Scalability should be measured across four dimensions: transaction volume, geographic expansion, carrier onboarding capacity, and organizational governance. A platform may scale technically but still create operational bottlenecks if every new carrier or region requires significant manual configuration.
Migration considerations from legacy ERP, TMS, and visibility tools
Migration is often underestimated because transportation visibility touches multiple legacy systems at once. Enterprises may be replacing an ERP, a TMS, spreadsheets, carrier portals, EDI maps, and custom reporting tools simultaneously. The migration challenge is not only data conversion but also event model redesign. Teams must decide which shipment statuses, milestones, and exception categories become enterprise standards.
- SAP and Oracle migrations are typically most successful when executed with a formal process harmonization program rather than a technical lift-and-shift.
- Dynamics 365 can support phased migration, which reduces disruption but may prolong coexistence complexity.
- Infor migrations benefit from validating industry-specific templates early to avoid unnecessary custom carryover.
- NetSuite migrations are often faster for finance and inventory modernization, but transportation-specific legacy dependencies may remain outside the core platform.

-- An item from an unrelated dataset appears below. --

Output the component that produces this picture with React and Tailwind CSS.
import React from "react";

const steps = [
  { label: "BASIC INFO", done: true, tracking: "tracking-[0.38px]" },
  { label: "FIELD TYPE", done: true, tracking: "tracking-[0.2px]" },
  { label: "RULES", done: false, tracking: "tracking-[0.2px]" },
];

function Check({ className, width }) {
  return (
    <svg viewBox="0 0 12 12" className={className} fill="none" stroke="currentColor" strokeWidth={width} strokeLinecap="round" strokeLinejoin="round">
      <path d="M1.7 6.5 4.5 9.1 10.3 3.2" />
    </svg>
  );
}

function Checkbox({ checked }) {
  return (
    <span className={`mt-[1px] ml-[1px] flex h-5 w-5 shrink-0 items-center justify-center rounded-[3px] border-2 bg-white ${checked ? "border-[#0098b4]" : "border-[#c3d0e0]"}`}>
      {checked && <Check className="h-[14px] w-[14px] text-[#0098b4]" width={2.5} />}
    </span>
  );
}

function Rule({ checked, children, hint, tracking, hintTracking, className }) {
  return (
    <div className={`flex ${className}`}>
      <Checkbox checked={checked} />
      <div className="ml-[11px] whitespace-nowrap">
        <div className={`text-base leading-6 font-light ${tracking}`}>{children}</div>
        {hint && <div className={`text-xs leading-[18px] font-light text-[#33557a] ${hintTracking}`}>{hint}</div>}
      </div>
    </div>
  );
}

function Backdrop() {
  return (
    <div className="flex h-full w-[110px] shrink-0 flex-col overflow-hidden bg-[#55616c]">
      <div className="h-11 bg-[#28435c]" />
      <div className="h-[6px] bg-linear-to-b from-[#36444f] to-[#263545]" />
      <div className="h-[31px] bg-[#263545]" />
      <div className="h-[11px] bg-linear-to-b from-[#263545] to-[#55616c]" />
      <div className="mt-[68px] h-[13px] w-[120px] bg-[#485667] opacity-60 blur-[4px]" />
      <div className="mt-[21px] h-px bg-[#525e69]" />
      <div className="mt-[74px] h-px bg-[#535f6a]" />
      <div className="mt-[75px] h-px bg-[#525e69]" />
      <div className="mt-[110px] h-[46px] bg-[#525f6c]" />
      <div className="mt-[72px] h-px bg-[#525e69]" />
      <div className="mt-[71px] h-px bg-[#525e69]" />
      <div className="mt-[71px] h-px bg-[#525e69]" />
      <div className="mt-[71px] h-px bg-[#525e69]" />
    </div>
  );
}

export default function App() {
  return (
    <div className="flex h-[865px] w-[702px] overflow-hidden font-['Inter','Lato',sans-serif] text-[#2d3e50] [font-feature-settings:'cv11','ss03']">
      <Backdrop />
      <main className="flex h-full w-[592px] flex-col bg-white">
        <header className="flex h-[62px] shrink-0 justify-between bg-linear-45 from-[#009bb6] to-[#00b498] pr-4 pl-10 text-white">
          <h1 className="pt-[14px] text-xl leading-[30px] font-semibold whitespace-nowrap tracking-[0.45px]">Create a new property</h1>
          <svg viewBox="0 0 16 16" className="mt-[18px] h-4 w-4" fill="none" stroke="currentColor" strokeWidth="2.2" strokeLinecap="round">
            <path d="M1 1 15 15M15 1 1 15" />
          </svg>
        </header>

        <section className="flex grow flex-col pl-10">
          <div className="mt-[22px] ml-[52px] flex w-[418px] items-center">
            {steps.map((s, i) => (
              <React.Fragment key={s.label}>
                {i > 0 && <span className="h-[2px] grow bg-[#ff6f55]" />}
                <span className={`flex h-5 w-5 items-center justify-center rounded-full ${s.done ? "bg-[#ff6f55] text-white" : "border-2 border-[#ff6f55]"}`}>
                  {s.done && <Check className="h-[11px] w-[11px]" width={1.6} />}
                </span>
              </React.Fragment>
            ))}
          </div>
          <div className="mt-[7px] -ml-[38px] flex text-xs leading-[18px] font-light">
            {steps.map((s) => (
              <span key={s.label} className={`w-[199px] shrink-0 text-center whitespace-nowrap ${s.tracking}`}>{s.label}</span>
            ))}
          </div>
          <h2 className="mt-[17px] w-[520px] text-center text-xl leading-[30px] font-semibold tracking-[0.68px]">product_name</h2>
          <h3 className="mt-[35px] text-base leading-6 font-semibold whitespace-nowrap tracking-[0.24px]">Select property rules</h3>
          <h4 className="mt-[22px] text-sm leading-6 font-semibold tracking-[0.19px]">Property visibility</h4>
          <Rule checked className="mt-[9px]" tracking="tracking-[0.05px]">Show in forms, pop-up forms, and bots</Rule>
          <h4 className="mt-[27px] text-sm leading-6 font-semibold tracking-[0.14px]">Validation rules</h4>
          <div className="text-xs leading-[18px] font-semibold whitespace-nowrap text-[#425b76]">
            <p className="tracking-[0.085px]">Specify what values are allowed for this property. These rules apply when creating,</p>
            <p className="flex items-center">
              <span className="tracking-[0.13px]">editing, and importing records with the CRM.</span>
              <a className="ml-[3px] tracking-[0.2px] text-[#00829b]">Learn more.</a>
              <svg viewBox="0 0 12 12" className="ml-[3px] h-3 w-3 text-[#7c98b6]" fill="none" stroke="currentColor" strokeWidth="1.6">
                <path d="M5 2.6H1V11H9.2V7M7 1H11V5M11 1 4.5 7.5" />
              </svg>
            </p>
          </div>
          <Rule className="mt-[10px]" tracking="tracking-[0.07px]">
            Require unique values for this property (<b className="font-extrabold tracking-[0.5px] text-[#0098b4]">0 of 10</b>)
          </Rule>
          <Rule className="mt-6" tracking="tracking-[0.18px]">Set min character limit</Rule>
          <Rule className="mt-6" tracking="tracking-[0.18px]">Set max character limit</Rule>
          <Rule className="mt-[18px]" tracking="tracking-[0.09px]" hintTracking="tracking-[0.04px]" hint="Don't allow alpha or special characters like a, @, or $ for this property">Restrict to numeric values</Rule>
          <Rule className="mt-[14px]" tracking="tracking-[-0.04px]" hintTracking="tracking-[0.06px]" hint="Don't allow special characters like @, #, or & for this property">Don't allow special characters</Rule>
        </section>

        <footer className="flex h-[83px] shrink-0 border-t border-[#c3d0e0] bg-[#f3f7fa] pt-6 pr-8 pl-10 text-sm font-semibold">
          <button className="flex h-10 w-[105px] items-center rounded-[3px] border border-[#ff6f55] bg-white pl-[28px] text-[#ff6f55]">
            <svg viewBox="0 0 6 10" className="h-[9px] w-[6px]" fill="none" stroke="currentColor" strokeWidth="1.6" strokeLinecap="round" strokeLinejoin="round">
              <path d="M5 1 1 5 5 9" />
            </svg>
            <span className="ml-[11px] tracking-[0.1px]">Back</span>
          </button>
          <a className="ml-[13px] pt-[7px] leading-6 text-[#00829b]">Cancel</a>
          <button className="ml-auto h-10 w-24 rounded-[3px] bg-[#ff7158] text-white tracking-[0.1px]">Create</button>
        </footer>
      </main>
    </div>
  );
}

A practical migration strategy is to separate foundational ERP migration from advanced visibility transformation. Enterprises that attempt to redesign every logistics process in a single wave often increase both timeline risk and user resistance.

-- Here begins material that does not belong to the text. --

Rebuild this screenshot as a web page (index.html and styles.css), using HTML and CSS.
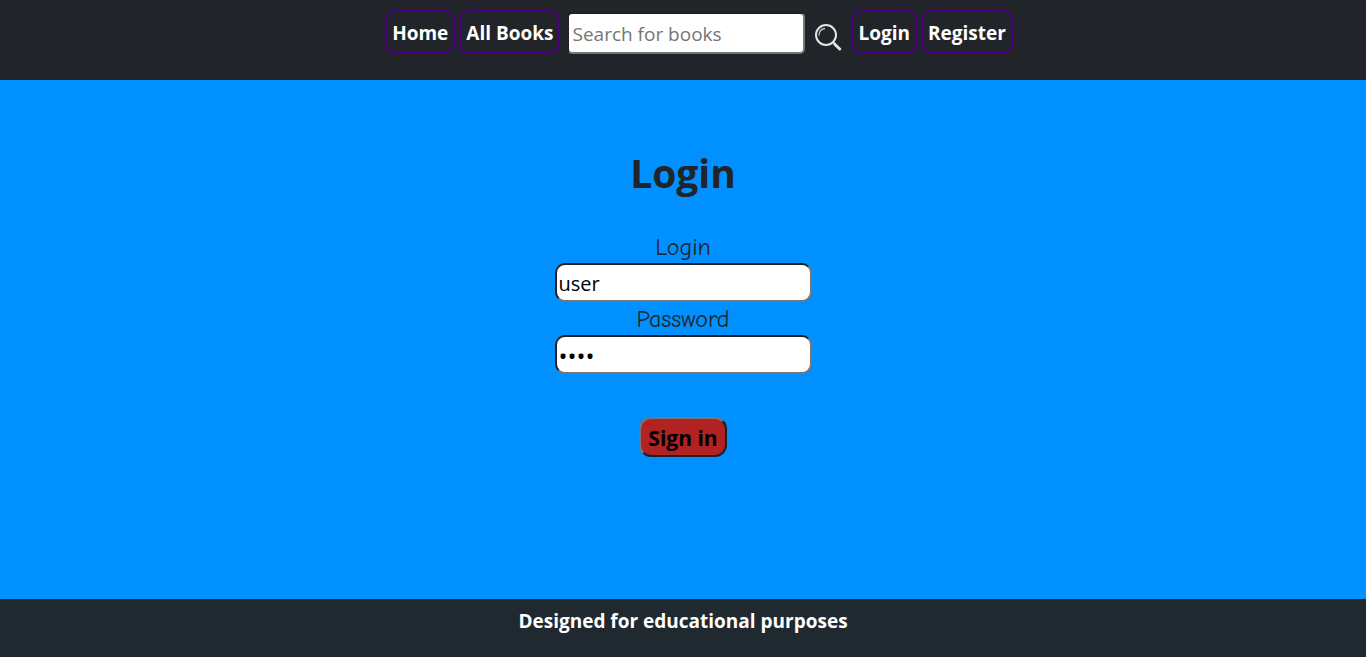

Strengths and weaknesses by buyer profile
No logistics ERP is optimal for every transportation visibility scenario. The right choice depends on whether the enterprise prioritizes global process depth, modular flexibility, industry fit, or deployment speed.
- SAP strengths: deep enterprise process integration, strong global scale, robust transportation architecture. Weaknesses: high cost, long implementation cycles, significant governance demands.
- Oracle strengths: strong transportation planning and SCM breadth, good fit for centralized logistics operations. Weaknesses: premium pricing, implementation complexity, specialist dependency.
- Dynamics 365 strengths: flexible commercial model, Microsoft ecosystem alignment, phased modernization potential. Weaknesses: transportation visibility often depends on partner stack design.
- Infor strengths: industry-oriented workflows, balanced cost profile, practical fit in manufacturing and distribution. Weaknesses: transportation depth may require careful validation.
- NetSuite strengths: faster deployment for simpler environments, lower entry complexity, strong fit for subsidiaries and upper mid-market operations. Weaknesses: limited native depth for highly complex transportation visibility.
Executive decision guidance
For CIOs, COOs, supply chain leaders, and transformation sponsors, the most effective selection approach is to align pricing with operating ambition. If transportation visibility is a strategic control tower initiative tied to global planning, freight optimization, and cross-functional orchestration, premium platforms such as SAP or Oracle may be justified despite higher implementation cost. If the organization needs practical visibility improvements with phased modernization and lower initial commitment, Dynamics 365, Infor, or NetSuite-based architectures may offer a more manageable path.
The key is to compare total operating model fit, not just software line items. Buyers should require vendors and implementation partners to quantify carrier onboarding effort, event source integration, exception workflow design, and post-go-live support needs. In transportation visibility, these factors usually determine whether the ERP investment produces measurable service improvement or simply adds another reporting layer.
A disciplined enterprise shortlist should answer four questions: How much transportation complexity must be handled natively? How standardized are current logistics processes? How many external event sources must be integrated in phase one? And does the organization have the governance maturity to sustain a broad-suite transformation? The platform that best fits those answers is usually the better financial decision, even if its subscription price is not the lowest.
Frequently asked questions
Is a logistics ERP enough for enterprise transportation visibility, or is a separate TMS still needed?
It depends on transportation complexity. Enterprises with multimodal planning, carrier optimization, freight settlement, and broad event tracking often still need dedicated TMS capabilities, whether native to the ERP suite or integrated separately. Simpler environments may achieve adequate visibility with ERP plus partner integrations.
Which logistics ERP usually has the lowest total cost of ownership?
There is no universal answer. NetSuite or Dynamics 365 may have lower entry costs, but total ownership can rise if extensive transportation functionality must be added through partners. SAP or Oracle may cost more upfront but can be more efficient for enterprises that need deep native logistics process support at scale.
What is the biggest hidden cost in transportation visibility ERP projects?
Integration and data standardization are usually the largest hidden costs. Carrier connectivity, milestone normalization, exception taxonomy design, and legacy coexistence often consume more budget than buyers initially expect.
How long does it take to implement transportation visibility in an enterprise ERP?
For large enterprises, timelines commonly range from 6 to 24 months depending on scope, geography, and integration complexity. A phased rollout can shorten time-to-value, but it may also extend the period of hybrid operations.
Are AI features important in selecting a logistics ERP?
They are important, but secondary to event quality and workflow design. AI can improve ETA prediction, exception prioritization, and automation, but only when the underlying transportation data is timely, accurate, and operationally connected.
What should executives ask vendors during pricing discussions?
Executives should ask what is included versus separate for transportation management, visibility networks, analytics, integration tooling, carrier onboarding, support, and future scaling. They should also request realistic implementation assumptions, not only software subscription estimates.
When is a phased logistics ERP strategy better than a full-suite transformation?
A phased strategy is often better when the enterprise has fragmented processes, limited change capacity, or uncertain transportation requirements. Full-suite transformation is more suitable when leadership is committed to standardization and can support a larger governance model.